Without using permutation (?Xs, ?Ys), fixing the argument order in last (?List, ?Last), and changing the last two lines

seating(Friends) :-
  length(Friends, 8),
  member(bruce, Friends),               % One of the friends is Bruce
  opposite(alice, david, Friends),          % Alice is sitting directly opposite of David
  inbetween(greta, henry, eugene, Friends), % Henry is sitting between Greta and Eugene.
  member(X, Friends),                % There is one person between Greta and Claire.
  inbetween(greta, X, claire, Friends),
  leftof(eugene, david, Friends),    % Eugene is sitting immediately to David's left.
  member(franny, Friends),               % One of the friends is Franny
  \+ next(franny, alice, Friends),
  \+ next(franny, david, Friends).

Then running seating(Friends), Friends = [alice|_]. gives one solution [alice, greta, henry, eugene, david, bruce, franny, claire] which as far as I can tell doesn’t break any constraints.
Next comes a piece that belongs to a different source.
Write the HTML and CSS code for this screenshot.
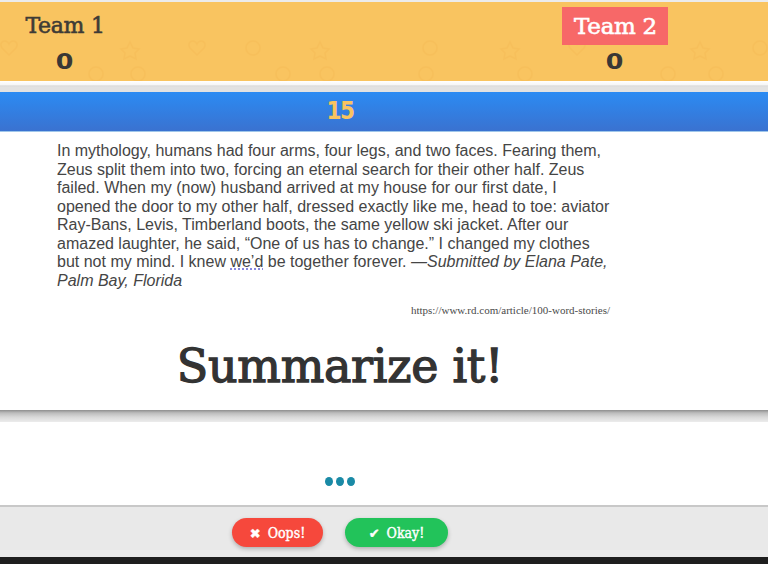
FILE: index.html
```html
<!DOCTYPE html>
<html>
<head>
<meta charset="utf-8">
<link rel="stylesheet" href="styles.css">
</head>
<body>
<div class="topline"></div>
<header class="header">
  <svg class="pattern" width="768" height="79" viewBox="0 0 768 79">
    <g fill="none" stroke="#f0ad45" stroke-width="1.5">
      <path d="M2 46 c-4-6 4-10 7-4 c3-6 11-2 7 4 l-7 7z"/>
      <path d="M190 46 c-4-6 4-10 7-4 c3-6 11-2 7 4 l-7 7z"/>
      <path d="M570 46 c-4-6 4-10 7-4 c3-6 11-2 7 4 l-7 7z"/>
      <path d="M130 40 l3 6 6 1-4 4 1 6-6-3-6 3 1-6-4-4 6-1z"/>
      <path d="M320 40 l3 6 6 1-4 4 1 6-6-3-6 3 1-6-4-4 6-1z"/>
      <path d="M510 40 l3 6 6 1-4 4 1 6-6-3-6 3 1-6-4-4 6-1z"/>
      <path d="M700 40 l3 6 6 1-4 4 1 6-6-3-6 3 1-6-4-4 6-1z"/>
      <circle cx="253" cy="46" r="7"/>
      <circle cx="430" cy="46" r="7"/>
      <circle cx="138" cy="72" r="7"/>
      <circle cx="327" cy="72" r="7"/>
      <circle cx="525" cy="72" r="7"/>
      <circle cx="716" cy="72" r="7"/>
      <circle cx="96" cy="72" r="7"/>
      <circle cx="283" cy="72" r="7"/>
      <circle cx="426" cy="72" r="7"/>
      <circle cx="668" cy="72" r="7"/>
      <circle cx="760" cy="46" r="7"/>
    </g>
  </svg>
  <div class="wrap teams">
    <div class="team">
      <div class="team-name">Team 1</div>
      <div class="score">0</div>
    </div>
    <div class="team">
      <div class="team-name active">Team 2</div>
      <div class="score">0</div>
    </div>
  </div>
</header>
<div class="sep"></div>
<div class="timer"><div class="wrap timer-inner">15</div></div>
<main class="card">
  <div class="wrap">
    <p class="story">In mythology, humans had four arms, four legs, and two faces. Fearing them, Zeus split them into two, forcing an eternal search for their other half. Zeus failed. When my (now) husband arrived at my house for our first date, I opened the door to my other half, dressed exactly like me, head to toe: aviator Ray-Bans, Levis, Timberland boots, the same yellow ski jacket. After our amazed laughter, he said, “One of us has to change.” I changed my clothes but not my mind. I knew <span class="spell">we’d</span> be together forever. <em>—Submitted by Elana Pate, Palm Bay, Florida</em></p>
    <div class="source">https://www.rd.com/article/100-word-stories/</div>
    <h1 class="prompt">Summarize it!</h1>
  </div>
</main>
<div class="card-shadow"></div>
<section class="waiting">
  <div class="wrap dots"><span></span><span></span><span></span></div>
</section>
<footer class="footer">
  <div class="wrap actions">
    <button class="btn oops"><span class="ico">✖</span> Oops!</button>
    <button class="btn okay"><span class="ico">✔</span> Okay!</button>
  </div>
</footer>
<div class="bottombar"></div>
</body>
</html>
```

FILE: styles.css
```css
html, body {
  margin: 0;
  padding: 0;
  background: #ffffff;
  width: 768px;
  height: 564px;
  overflow: hidden;
}

.wrap {
  width: 680px;
}

.topline {
  height: 2px;
  background: #ececec;
}

.header {
  position: relative;
  height: 79px;
  background: #f9c460;
  overflow: hidden;
}

.pattern {
  position: absolute;
  left: 0;
  top: 0;
  opacity: 0.18;
}

.teams {
  position: relative;
  display: flex;
  justify-content: space-between;
}

.team {
  width: 130px;
  display: flex;
  flex-direction: column;
  align-items: center;
}

.team-name {
  font-family: "DejaVu Serif", serif;
  font-size: 22px;
  color: #3e3b36;
  -webkit-text-stroke: 0.6px #3e3b36;
  height: 38px;
  line-height: 38px;
  margin-top: 5px;
  padding: 0 10px;
  letter-spacing: -0.3px;
}

.team-name.active {
  background: #f76868;
  color: #ffffff;
  -webkit-text-stroke: 0.6px #ffffff;
  font-size: 23px;
  padding: 0 11px 0 12px;
  margin-left: 0;
}

.score {
  font-family: "DejaVu Sans", sans-serif;
  font-weight: bold;
  font-size: 22px;
  color: #3a3835;
  line-height: 26px;
  margin-top: 4px;
  transform: scaleX(1.15);
}

.sep {
  height: 7px;
  background: linear-gradient(#ffffff 0, #f7f7f7 50%, #dcdcdc 70%, #e4e4e4 100%);
  border-bottom: 4px solid #e2e2e2;
}

.timer {
  height: 39px;
  background: linear-gradient(#2b8bf3, #3a72d0);
  border-bottom: 1px solid #9fc6ea;
}

.timer-inner {
  text-align: center;
  font-family: "DejaVu Sans Condensed", "DejaVu Sans", sans-serif;
  font-weight: bold;
  font-size: 24px;
  color: #f9c460;
  line-height: 39px;
  letter-spacing: -1.5px;
}

.card {
  height: 278px;
  background: #ffffff;
}

.story {
  margin: 0 0 0 57px;
  padding-top: 10px;
  width: 556px;
  font-family: "Liberation Sans", Arial, sans-serif;
  font-size: 16px;
  line-height: 18.5px;
  color: #454545;
}

.story em {
  font-style: italic;
}

.spell {
  text-decoration: underline dotted #6a6ad8;
  text-underline-offset: 2px;
}

.source {
  margin: 14px 0 0 0;
  width: 610px;
  text-align: right;
  font-family: "Liberation Serif", serif;
  font-size: 11px;
  color: #4a4a4a;
}

.prompt {
  margin: 22px 0 0 0;
  text-align: center;
  font-family: "DejaVu Serif", serif;
  font-weight: normal;
  font-size: 46px;
  line-height: 56px;
  color: #333333;
  -webkit-text-stroke: 1.3px #333333;
  letter-spacing: -0.3px;
}

.card-shadow {
  height: 12px;
  background: linear-gradient(#8e8e8e 0, #bdbdbd 25%, #d9d9d9 60%, #ececec 100%);
}

.waiting {
  height: 83px;
  background: #ffffff;
}

.dots {
  display: flex;
  justify-content: center;
  gap: 3px;
  padding-top: 55px;
}

.dots span {
  width: 8px;
  height: 9px;
  border-radius: 50%;
  background: #1a8aa6;
}

.footer {
  height: 50px;
  border-top: 2px solid #c8c8c8;
  background: #e9e9e9;
}

.actions {
  display: flex;
  justify-content: center;
  gap: 22px;
  padding-top: 11px;
}

.btn {
  border: none;
  height: 29px;
  border-radius: 15px;
  color: #ffffff;
  font-family: "DejaVu Serif Condensed", "DejaVu Serif", serif;
  font-size: 14px;
  -webkit-text-stroke: 0.4px #ffffff;
  padding: 0;
  box-shadow: 0 2px 4px rgba(0, 0, 0, 0.25);
}

.btn .ico {
  font-family: "DejaVu Sans", sans-serif;
  font-size: 13px;
  margin-right: 3px;
}

.oops {
  width: 91px;
  background: #f6483c;
}

.okay {
  width: 103px;
  background: #22c35a;
}

.bottombar {
  height: 7px;
  background: #1e1e1e;
}
```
Note member(franny, Friends), is needed for the negation statements to work.

It’s interesting that the original

  next(franny, Y, Friends),          % Franny is not next to Alice or David.
  dif(alice, Y), dif(david, Y).

doesn’t filter out [alice, greta, henry, eugene, david, franny, bruce, claire]. I guess it passes because although franny is next to david, she is also next to bruce

There is nothing half baked about dif/2. It is a clear constraint that suits a clear purpose. Acting on arbitrary terms, there is also no domain specific knowledge in it. That means it doesn’t do anything clever such as clpfd which you can tell X #> 1 and X #=< 1 and than deduces X = 1. You can only do that if you know arithmetic and you know (demand) X to be constraint to a term from the domain (integer for clpfd). dif/2 only knows about (dis)equality and thus doesn’t do any of this magic. dif/2 is mostly good if you have some relation(X,Y) and you only want the answers where X and Y are not equal. Now you can use \==/2 at a point where the terms are ground or you can use dif/2 before relation(X,Y) which makes sure that paths during the computation are abandoned as soon as X and Y become equal.